Personal Property Claims
In addressing the claims regarding Ralph and Ann Robinson's personal property, the court found that the trial court erred in concluding that their personal items had been abandoned and subsequently passed to AGW under the terms of the asset purchase agreement. The appellate court noted that the agreement explicitly limited the assets being sold to those explicitly listed, and Ralph and Ann's personal property was not included in that list. The court also criticized the trial court for considering extrinsic evidence to support its findings, as such evidence was inappropriate given the unambiguous language of the contract. The court recognized that Ralph and Ann had made efforts to retrieve their personal property, which contradicted any claim of abandonment. The trial court's finding of abandonment was deemed clearly erroneous, as it overlooked evidence that Ralph and Ann had taken steps to recover their belongings and were denied access to the property by AGW. Consequently, the appellate court reversed the trial court's ruling on this issue, determining that Ralph and Ann were entitled to recover their personal property from AGW.
Attorney Fees
The appellate court also evaluated the trial court’s award of attorney fees to AGW and found the justification for the amount awarded to be insufficient. The court noted that while AGW was entitled to attorney fees under Indiana law for claims involving theft and conversion, the trial court failed to adequately assess the reasonableness of the attorney fees requested.

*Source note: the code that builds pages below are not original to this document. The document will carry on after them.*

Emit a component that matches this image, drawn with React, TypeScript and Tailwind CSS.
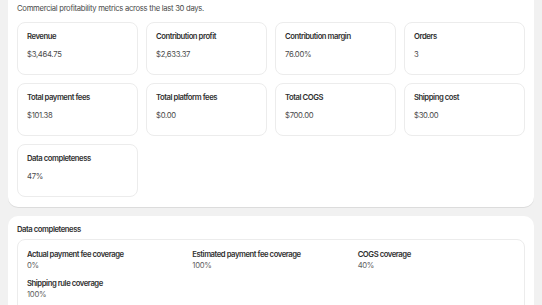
import React from "react";

const metrics = [
  { label: "Revenue", value: "$3,464.75" },
  { label: "Contribution profit", value: "$2,633.37" },
  { label: "Contribution margin", value: "76.00%" },
  { label: "Orders", value: "3" },
  { label: "Total payment fees", value: "$101.38" },
  { label: "Total platform fees", value: "$0.00" },
  { label: "Total COGS", value: "$700.00" },
  { label: "Shipping cost", value: "$30.00" },
  { label: "Data completeness", value: "47%" },
];

const coverage = [
  { label: "Actual payment fee coverage", value: "0%" },
  { label: "Estimated payment fee coverage", value: "100%" },
  { label: "COGS coverage", value: "40%" },
  { label: "Shipping rule coverage", value: "100%" },
];

const App: React.FC = () => {
  return (
    <div
      className="w-[542px] h-[305px] overflow-hidden bg-[#f1f1f1] px-2 text-[#303030] tracking-[-0.3px]"
      style={{ fontFamily: "Inter, 'Noto Sans', sans-serif" }}
    >
      {/* Metrics card */}
      <div className="bg-white rounded-b-[10px] shadow-[0_1px_0_#dcdcdc] px-[9px] pt-[4px] pb-[10px]">
        <p className="text-[7.7px] leading-[10px] text-[#4a4a4a] m-0 mb-[8px]">
          Commercial profitability metrics across the last 30 days.
        </p>
        <div className="grid grid-cols-4 gap-2">
          {metrics.map((m) => (
            <div
              key={m.label}
              className="h-[53px] rounded-[8px] border border-[#ececec] px-[9px] pt-[9px]"
            >
              <div className="text-[7.7px] leading-[10px] font-semibold tracking-[-0.45px]">{m.label}</div>
              <div className="text-[7.7px] leading-[10px] text-[#4a4a4a] mt-[8px]">{m.value}</div>
            </div>
          ))}
        </div>
      </div>

      {/* Data completeness card */}
      <div className="mt-[9px] bg-white rounded-t-[10px] px-[9px] pt-[9px] h-[120px]">
        <h2 className="text-[7.7px] leading-[10px] font-semibold tracking-[-0.45px] m-0 mb-[4px]">Data completeness</h2>
        <div className="rounded-[8px] border border-[#ececec] px-[9px] pt-[10px] pb-4 grid grid-cols-3 gap-x-2 gap-y-[8px]">
          {coverage.map((c) => (
            <div key={c.label}>
              <div className="text-[7.7px] leading-[10px] font-semibold tracking-[-0.45px]">{c.label}</div>
              <div className="text-[7.7px] leading-[10px] text-[#616161] mt-[1px]">{c.value}</div>
            </div>
          ))}
        </div>
      </div>
    </div>
  );
};

export default App;
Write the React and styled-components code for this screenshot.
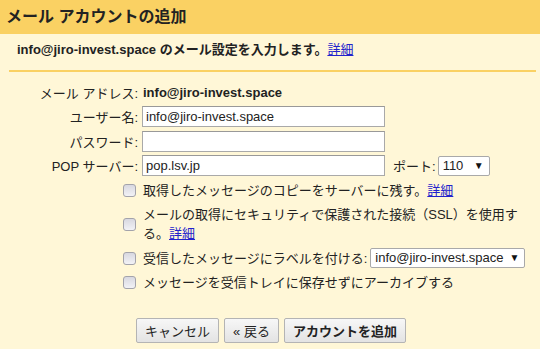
import styled, { createGlobalStyle } from 'styled-components'

const GlobalStyle = createGlobalStyle`
  html, body {
    margin: 0;
    padding: 0;
    background: #fff7d7;
  }
  body {
    font-family: Arial, 'Liberation Sans', 'Noto Sans CJK JP', sans-serif;
    font-size: 13px;
    color: #222;
  }
`

const Page = styled.div`
  width: 540px;
  height: 349px;
  overflow: hidden;
  background: #fff7d7;
`

const TitleBar = styled.div`
  height: 34px;
  line-height: 34px;
  padding-left: 6px;
  background: #fad163;
  font-size: 16px;
  font-weight: bold;
  color: #222;
`

const Intro = styled.div`
  margin: 0 4px 0 9px;
  padding: 8px 8px 12px;
  line-height: 16px;
  font-weight: bold;
  border-bottom: 2px solid #fad163;
`

const Link = styled.a`
  color: #2222cc;
  text-decoration: underline;
  font-weight: normal;
  cursor: pointer;
`

const Form = styled.div`
  display: flex;
  flex-direction: column;
  gap: 3.5px;
  padding-top: 9.5px;
`

const FieldRow = styled.div`
  display: flex;
  align-items: center;
  height: 21px;
`

const Label = styled.div`
  width: 138px;
  text-align: right;
  flex-shrink: 0;
`

const Value = styled.div`
  margin-left: 5px;
  font-weight: bold;
`

const TextInput = styled.input`
  box-sizing: border-box;
  margin: 0 0 0 4px;
  width: 243px;
  height: 21px;
  padding: 0 3px;
  border: 1px solid #a9a9a9;
  border-top-color: #999;
  background: #fff;
  font-family: inherit;
  font-size: 13px;
  color: #222;
  outline: none;
`

const PortLabel = styled.span`
  margin-left: 8px;
  margin-right: 2px;
`

const SelectBox = styled.div`
  box-sizing: border-box;
  display: flex;
  align-items: center;
  justify-content: space-between;
  width: ${(p) => p.$width}px;
  height: 20px;
  padding: 0 5px 0 4px;
  border: 1px solid #a9a9a9;
  border-radius: 2px;
  background: #fff;
  font-size: 13px;
  line-height: 18px;
`

const Arrow = styled.span`
  font-size: 10px;
  color: #111;
`

const OptionRow = styled.div`
  display: flex;
  align-items: center;
  min-height: 21px;
  padding: ${(p) => (p.$tall ? '1px 0' : '0')};
  margin-left: 123px;
`

const Check = styled.span`
  box-sizing: border-box;
  flex-shrink: 0;
  width: 13px;
  height: 13px;
  border: 1px solid #a3a3ab;
  border-radius: 3px;
  background: linear-gradient(#d8d8e0, #f2f2f6);
  margin-right: 7px;
`

const OptionText = styled.div`
  line-height: 19px;
  max-width: 380px;
`

const LabelPick = styled.span`
  margin-left: 3px;
`

const Buttons = styled.div`
  display: flex;
  justify-content: center;
  gap: 5px;
  margin-top: 25px;
  padding-left: 2px;
`

const Button = styled.button`
  box-sizing: border-box;
  height: 25px;
  padding: 0 8px;
  border: 1px solid #b4b4b4;
  border-radius: 2px;
  background: linear-gradient(#f7f7f7, #e3e3e3);
  font-family: inherit;
  font-size: 13px;
  font-weight: ${(p) => (p.$primary ? 'bold' : 'normal')};
  color: #222;
`

const App = () => (
  <Page>
    <GlobalStyle />
    <TitleBar>メール アカウントの追加</TitleBar>
    <Intro>
      info@jiro-invest.space のメール設定を入力します。<Link>詳細</Link>
    </Intro>
    <Form>
      <FieldRow>
        <Label>メール アドレス:</Label>
        <Value>info@jiro-invest.space</Value>
      </FieldRow>
      <FieldRow>
        <Label>ユーザー名:</Label>
        <TextInput defaultValue='info@jiro-invest.space' />
      </FieldRow>
      <FieldRow>
        <Label>パスワード:</Label>
        <TextInput type='password' defaultValue='' />
      </FieldRow>
      <FieldRow>
        <Label>POP サーバー:</Label>
        <TextInput defaultValue='pop.lsv.jp' />
        <PortLabel>ポート:</PortLabel>
        <SelectBox $width={52}>
          <span>110</span>
          <Arrow>▼</Arrow>
        </SelectBox>
      </FieldRow>
      <OptionRow>
        <Check />
        <OptionText>
          取得したメッセージのコピーをサーバーに残す。<Link>詳細</Link>
        </OptionText>
      </OptionRow>
      <OptionRow $tall>
        <Check />
        <OptionText>
          メールの取得にセキュリティで保護された接続（SSL）を使用する。<Link>詳細</Link>
        </OptionText>
      </OptionRow>
      <OptionRow>
        <Check />
        <OptionText>受信したメッセージにラベルを付ける:</OptionText>
        <LabelPick>
          <SelectBox $width={155}>
            <span>info@jiro-invest.space</span>
            <Arrow>▼</Arrow>
          </SelectBox>
        </LabelPick>
      </OptionRow>
      <OptionRow>
        <Check />
        <OptionText>メッセージを受信トレイに保存せずにアーカイブする</OptionText>
      </OptionRow>
    </Form>
    <Buttons>
      <Button>キャンセル</Button>
      <Button>« 戻る</Button>
      <Button $primary>アカウントを追加</Button>
    </Buttons>
  </Page>
)

export default App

AGW's attorney had submitted an affidavit detailing the total hours worked and the fees incurred, but the court highlighted that the affidavit did not provide a clear breakdown of the fees attributable specifically to the counts for which AGW was granted recovery. The appellate court referenced prior rulings indicating that attorney fees should be based on the actual work performed in relation to the successful claims. Given the lack of clarity in the allocation of fees and the potential for overestimation based on a contingency fee structure, the appellate court remanded the issue for further proceedings to ensure a proper evaluation of the attorney fees and costs awarded to AGW. This remand was necessary to allow the trial court to conduct a more thorough analysis of the claims for which fees could be legitimately assessed under the applicable statute.